-- GIVEN EXERCISE --
Print the lines from the one that contains "Reproduce this screenshot" to the one that contains "ChevronLeft, ChevronRight, ChevronUp", inclusive, exactly as they appear, and please drop any pictures.

-- SUPPLIED MATERIAL --
══════════════════════════════
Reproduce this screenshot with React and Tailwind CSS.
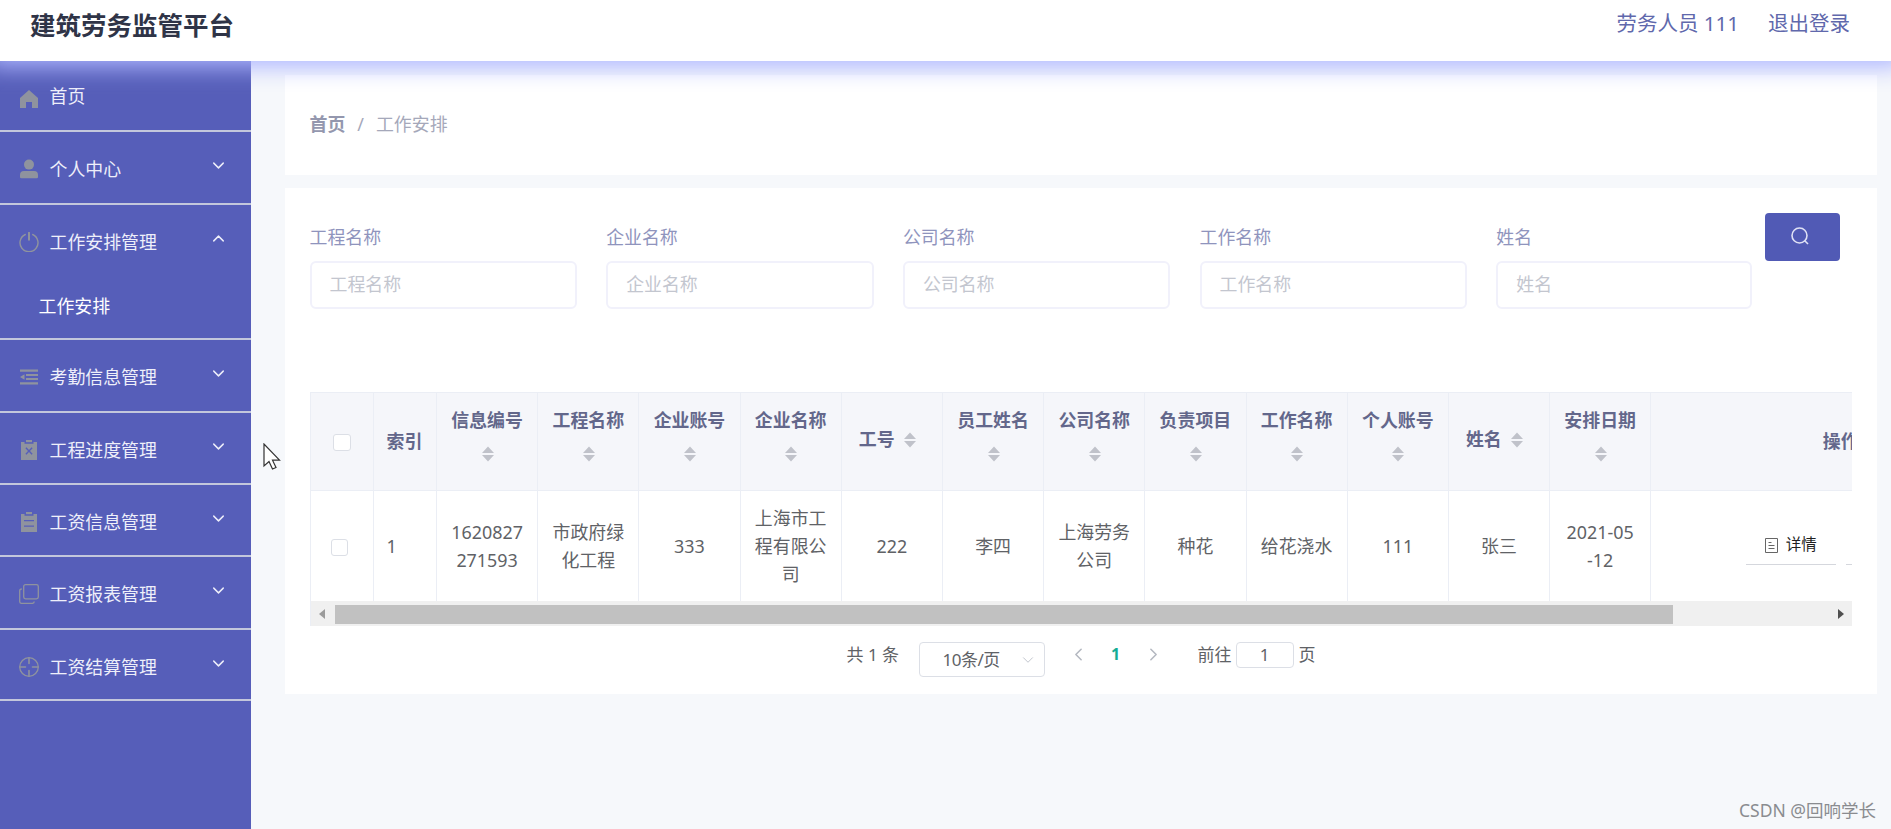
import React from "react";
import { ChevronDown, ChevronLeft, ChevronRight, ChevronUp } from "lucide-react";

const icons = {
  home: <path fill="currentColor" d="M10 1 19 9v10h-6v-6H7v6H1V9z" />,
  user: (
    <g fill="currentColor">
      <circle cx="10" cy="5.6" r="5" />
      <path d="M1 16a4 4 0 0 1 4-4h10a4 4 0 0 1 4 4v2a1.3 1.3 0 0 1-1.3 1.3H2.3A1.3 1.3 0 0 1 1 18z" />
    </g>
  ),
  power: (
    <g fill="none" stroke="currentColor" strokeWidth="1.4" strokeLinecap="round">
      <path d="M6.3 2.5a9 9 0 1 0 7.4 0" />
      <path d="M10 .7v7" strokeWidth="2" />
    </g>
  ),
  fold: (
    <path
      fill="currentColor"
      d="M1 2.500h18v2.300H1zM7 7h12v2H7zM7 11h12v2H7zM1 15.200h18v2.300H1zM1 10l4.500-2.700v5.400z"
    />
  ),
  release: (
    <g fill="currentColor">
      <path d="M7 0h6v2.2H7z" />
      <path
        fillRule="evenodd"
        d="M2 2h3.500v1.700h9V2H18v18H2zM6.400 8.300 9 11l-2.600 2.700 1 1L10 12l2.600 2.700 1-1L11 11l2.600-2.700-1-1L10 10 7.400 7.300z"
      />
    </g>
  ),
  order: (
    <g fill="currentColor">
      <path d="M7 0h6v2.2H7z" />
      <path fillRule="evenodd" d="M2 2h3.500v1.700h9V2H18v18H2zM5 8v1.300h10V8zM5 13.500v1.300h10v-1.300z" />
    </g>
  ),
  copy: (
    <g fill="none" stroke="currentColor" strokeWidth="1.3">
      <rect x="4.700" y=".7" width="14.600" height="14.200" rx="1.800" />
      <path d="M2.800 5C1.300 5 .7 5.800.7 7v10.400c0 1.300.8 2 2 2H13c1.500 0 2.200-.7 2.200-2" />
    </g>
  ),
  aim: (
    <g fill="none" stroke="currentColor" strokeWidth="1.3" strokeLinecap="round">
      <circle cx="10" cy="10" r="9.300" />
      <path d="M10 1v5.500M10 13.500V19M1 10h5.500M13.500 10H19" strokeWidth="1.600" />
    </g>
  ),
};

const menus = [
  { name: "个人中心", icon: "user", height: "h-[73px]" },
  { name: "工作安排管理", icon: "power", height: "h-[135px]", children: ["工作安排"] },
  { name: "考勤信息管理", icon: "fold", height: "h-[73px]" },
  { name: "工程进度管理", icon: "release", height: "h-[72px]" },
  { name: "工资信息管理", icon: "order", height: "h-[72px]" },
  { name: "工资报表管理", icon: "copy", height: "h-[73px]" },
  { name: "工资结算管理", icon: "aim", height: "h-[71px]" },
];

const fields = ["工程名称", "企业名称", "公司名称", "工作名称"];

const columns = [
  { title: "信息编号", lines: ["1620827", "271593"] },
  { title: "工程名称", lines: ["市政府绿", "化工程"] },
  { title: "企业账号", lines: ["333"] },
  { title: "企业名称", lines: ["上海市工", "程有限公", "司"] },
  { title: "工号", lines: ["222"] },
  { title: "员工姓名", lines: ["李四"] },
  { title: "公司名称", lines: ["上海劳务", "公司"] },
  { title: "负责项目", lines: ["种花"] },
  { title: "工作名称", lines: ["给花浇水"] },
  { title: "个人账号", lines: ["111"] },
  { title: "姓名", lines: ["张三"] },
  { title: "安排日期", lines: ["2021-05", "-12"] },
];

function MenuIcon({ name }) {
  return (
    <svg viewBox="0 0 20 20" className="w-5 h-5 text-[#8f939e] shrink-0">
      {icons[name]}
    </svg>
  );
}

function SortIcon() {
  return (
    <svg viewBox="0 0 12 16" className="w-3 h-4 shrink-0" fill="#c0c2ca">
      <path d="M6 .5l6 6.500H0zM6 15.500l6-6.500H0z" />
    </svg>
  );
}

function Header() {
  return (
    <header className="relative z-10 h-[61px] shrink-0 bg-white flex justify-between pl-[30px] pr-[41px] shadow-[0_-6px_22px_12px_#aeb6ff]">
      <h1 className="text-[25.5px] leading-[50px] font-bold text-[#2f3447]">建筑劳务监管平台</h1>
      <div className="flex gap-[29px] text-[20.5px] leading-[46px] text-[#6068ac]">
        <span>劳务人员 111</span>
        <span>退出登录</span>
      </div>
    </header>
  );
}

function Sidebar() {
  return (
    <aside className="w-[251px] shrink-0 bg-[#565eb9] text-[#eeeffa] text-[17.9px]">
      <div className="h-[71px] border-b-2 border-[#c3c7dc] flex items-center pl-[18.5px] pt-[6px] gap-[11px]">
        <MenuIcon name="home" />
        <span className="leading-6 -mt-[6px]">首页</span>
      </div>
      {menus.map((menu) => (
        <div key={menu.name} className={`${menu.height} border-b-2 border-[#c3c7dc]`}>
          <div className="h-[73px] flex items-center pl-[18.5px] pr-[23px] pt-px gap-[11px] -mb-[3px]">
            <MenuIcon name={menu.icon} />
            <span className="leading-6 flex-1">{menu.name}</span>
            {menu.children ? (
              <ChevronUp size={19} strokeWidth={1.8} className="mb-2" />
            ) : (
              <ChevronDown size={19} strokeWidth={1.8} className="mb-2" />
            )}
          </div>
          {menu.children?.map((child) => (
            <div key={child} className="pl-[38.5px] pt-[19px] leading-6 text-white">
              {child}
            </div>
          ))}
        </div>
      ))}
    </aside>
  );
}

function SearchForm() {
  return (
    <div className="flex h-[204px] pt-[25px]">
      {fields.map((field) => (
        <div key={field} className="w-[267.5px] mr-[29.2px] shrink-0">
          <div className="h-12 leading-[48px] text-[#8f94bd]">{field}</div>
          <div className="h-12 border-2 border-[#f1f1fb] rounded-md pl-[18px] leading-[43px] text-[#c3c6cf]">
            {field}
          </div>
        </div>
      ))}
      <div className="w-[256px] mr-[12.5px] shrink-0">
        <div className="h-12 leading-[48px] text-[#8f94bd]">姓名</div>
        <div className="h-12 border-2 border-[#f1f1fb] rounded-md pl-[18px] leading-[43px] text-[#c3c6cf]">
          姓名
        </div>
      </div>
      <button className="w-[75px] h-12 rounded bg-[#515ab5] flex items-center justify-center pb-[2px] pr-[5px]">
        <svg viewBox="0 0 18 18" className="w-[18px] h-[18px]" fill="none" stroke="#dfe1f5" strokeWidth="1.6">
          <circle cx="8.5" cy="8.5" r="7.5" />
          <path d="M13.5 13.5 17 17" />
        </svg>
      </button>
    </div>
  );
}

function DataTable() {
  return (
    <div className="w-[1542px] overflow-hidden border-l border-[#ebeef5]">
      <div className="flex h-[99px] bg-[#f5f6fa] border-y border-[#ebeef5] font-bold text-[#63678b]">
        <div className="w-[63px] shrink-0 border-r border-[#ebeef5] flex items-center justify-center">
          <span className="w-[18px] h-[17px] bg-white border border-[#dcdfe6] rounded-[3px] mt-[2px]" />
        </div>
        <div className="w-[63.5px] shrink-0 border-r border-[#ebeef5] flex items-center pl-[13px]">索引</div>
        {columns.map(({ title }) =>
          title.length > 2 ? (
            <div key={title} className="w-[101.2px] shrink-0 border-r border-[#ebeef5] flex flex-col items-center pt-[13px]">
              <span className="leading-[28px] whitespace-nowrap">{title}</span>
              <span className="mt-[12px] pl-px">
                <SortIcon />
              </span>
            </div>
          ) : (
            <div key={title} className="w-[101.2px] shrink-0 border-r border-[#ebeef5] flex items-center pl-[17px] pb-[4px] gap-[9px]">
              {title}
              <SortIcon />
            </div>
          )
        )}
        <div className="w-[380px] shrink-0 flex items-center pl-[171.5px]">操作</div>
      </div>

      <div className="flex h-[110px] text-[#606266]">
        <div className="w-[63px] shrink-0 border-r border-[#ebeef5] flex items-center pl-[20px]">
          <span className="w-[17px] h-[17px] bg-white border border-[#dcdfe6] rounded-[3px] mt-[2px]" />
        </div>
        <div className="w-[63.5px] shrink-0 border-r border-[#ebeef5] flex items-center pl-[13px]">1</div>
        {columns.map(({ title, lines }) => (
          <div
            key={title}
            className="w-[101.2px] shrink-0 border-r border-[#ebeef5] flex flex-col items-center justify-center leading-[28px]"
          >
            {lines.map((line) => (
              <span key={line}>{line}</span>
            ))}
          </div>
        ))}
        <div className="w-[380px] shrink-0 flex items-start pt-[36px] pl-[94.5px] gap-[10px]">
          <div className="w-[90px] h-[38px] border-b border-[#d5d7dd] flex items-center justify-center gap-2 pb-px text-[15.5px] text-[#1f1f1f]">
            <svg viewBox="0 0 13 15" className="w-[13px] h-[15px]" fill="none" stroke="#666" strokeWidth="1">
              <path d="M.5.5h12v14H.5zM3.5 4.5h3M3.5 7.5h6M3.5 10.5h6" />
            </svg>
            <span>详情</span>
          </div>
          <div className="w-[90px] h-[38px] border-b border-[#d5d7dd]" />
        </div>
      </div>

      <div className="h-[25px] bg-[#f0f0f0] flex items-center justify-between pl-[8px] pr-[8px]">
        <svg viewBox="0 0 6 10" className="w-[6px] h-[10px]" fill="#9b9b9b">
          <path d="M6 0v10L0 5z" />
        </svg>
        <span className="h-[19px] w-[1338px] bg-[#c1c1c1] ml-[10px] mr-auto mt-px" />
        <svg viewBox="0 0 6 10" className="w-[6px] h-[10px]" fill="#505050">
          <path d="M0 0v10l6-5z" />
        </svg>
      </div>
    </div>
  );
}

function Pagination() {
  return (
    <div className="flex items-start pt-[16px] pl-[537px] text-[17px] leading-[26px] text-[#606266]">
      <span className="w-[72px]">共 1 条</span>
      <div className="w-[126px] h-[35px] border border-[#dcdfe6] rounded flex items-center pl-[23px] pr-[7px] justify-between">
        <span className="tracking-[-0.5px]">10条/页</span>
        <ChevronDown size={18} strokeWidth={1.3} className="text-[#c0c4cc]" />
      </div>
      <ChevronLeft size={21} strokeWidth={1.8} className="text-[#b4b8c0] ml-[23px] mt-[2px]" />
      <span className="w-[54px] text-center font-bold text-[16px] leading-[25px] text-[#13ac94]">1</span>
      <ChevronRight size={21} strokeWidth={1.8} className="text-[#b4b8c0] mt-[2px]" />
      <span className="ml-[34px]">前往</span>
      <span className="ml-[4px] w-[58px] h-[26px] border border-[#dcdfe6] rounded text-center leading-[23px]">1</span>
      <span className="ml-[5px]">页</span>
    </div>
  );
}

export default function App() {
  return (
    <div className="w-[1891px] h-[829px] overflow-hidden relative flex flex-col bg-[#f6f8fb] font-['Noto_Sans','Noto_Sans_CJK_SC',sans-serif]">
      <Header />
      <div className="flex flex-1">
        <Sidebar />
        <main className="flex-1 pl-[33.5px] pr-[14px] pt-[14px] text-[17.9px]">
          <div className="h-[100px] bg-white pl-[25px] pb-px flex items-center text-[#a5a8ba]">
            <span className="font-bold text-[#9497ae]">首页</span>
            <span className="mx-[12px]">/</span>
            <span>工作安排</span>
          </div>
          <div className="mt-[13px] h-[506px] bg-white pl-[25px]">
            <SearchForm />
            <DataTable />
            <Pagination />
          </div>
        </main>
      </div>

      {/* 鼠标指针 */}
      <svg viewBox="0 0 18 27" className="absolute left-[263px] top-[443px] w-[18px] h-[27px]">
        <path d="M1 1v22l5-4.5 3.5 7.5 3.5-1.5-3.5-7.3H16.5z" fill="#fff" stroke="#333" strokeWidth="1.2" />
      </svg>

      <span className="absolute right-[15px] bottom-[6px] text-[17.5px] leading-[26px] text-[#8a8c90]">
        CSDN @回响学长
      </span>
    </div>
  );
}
══════════════════════════════
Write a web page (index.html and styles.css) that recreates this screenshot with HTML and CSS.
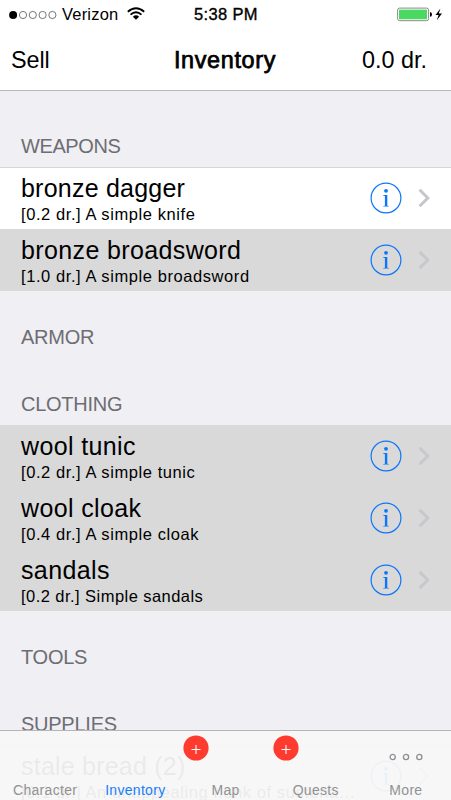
══════════════════════════════
-- TASK OUTPUT --
Reproduce this screenshot with React and Tailwind CSS.
import React from "react";
import { ChevronDown, ChevronLeft, ChevronRight, ChevronUp } from "lucide-react";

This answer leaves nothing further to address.